** start EXTRACTED ENTRIES **

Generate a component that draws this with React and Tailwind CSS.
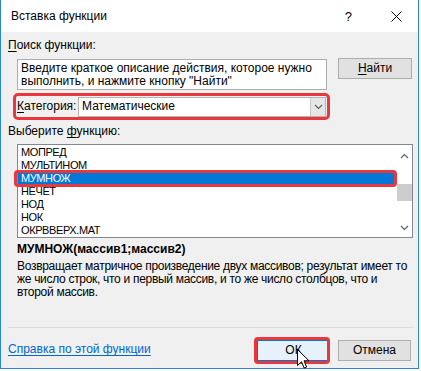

** end EXTRACTED ENTRIES **
** start EXTRACTED ENTRIES **

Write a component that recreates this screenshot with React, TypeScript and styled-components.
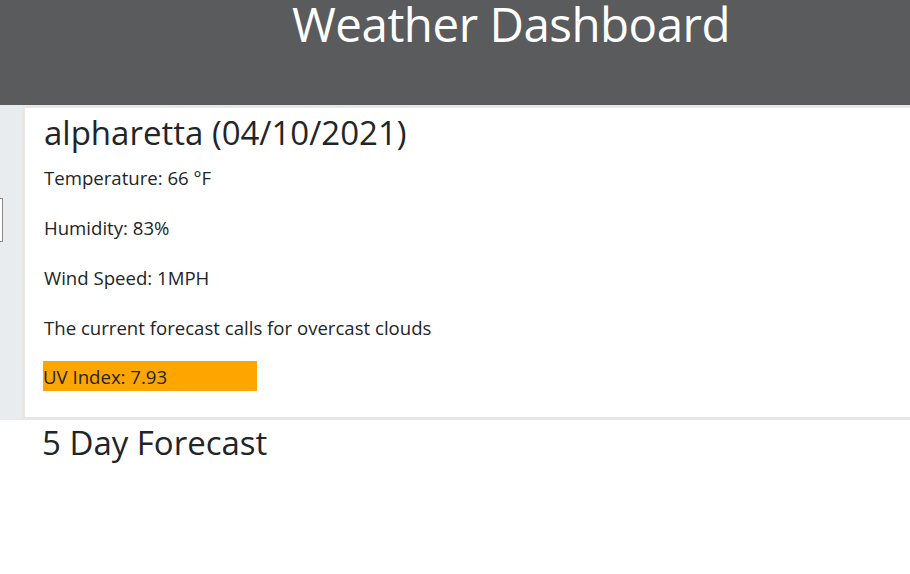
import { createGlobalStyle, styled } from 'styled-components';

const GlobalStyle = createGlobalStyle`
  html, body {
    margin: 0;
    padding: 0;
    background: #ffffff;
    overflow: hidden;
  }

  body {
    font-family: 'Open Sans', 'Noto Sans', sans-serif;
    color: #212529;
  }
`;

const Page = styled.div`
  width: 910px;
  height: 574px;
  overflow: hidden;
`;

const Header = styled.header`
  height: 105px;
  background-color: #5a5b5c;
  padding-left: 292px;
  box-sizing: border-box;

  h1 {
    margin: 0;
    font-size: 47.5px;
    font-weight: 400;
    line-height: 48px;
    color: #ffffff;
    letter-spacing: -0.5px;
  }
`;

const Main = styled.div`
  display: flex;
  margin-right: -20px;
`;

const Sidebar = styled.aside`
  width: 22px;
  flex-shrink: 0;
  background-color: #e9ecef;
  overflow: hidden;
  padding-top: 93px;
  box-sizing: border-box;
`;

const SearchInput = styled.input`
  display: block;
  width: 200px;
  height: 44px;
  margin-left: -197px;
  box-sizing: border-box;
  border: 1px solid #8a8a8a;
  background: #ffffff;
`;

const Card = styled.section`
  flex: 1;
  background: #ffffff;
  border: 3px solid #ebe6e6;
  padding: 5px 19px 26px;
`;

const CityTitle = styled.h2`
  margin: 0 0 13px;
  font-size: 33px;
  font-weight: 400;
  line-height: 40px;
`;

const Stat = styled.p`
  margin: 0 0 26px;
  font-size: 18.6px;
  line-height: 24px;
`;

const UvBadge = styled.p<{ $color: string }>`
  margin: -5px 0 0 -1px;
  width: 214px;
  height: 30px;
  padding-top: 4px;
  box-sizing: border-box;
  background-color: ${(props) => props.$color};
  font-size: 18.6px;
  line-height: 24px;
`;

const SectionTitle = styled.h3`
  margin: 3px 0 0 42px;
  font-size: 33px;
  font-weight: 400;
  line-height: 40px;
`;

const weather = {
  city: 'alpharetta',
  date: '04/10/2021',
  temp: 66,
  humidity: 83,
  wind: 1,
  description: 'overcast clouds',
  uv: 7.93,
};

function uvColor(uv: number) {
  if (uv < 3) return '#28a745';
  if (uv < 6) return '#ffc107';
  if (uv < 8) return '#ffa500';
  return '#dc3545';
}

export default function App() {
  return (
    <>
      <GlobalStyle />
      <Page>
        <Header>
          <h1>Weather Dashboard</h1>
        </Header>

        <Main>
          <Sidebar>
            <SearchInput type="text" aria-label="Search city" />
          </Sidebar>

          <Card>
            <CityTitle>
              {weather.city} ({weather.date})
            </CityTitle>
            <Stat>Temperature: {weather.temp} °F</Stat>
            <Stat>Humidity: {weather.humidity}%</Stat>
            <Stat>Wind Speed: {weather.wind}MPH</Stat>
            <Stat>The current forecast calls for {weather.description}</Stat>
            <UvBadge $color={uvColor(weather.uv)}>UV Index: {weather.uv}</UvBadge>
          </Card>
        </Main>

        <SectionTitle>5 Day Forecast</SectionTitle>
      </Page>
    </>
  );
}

** end EXTRACTED ENTRIES **
** start EXTRACTED ENTRIES **

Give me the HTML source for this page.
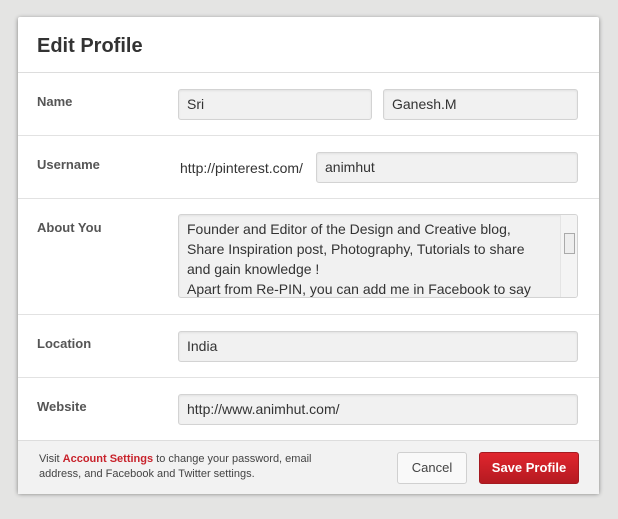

** end EXTRACTED ENTRIES **

# PROBLEM DESCRIPTION
Pick out all lines from the data above in which the word "this" appears.

# COMPLETED EXERCISE
Generate a component that draws this with React and Tailwind CSS.
Write a component that recreates this screenshot with React, TypeScript and styled-components.
Give me the HTML source for this page.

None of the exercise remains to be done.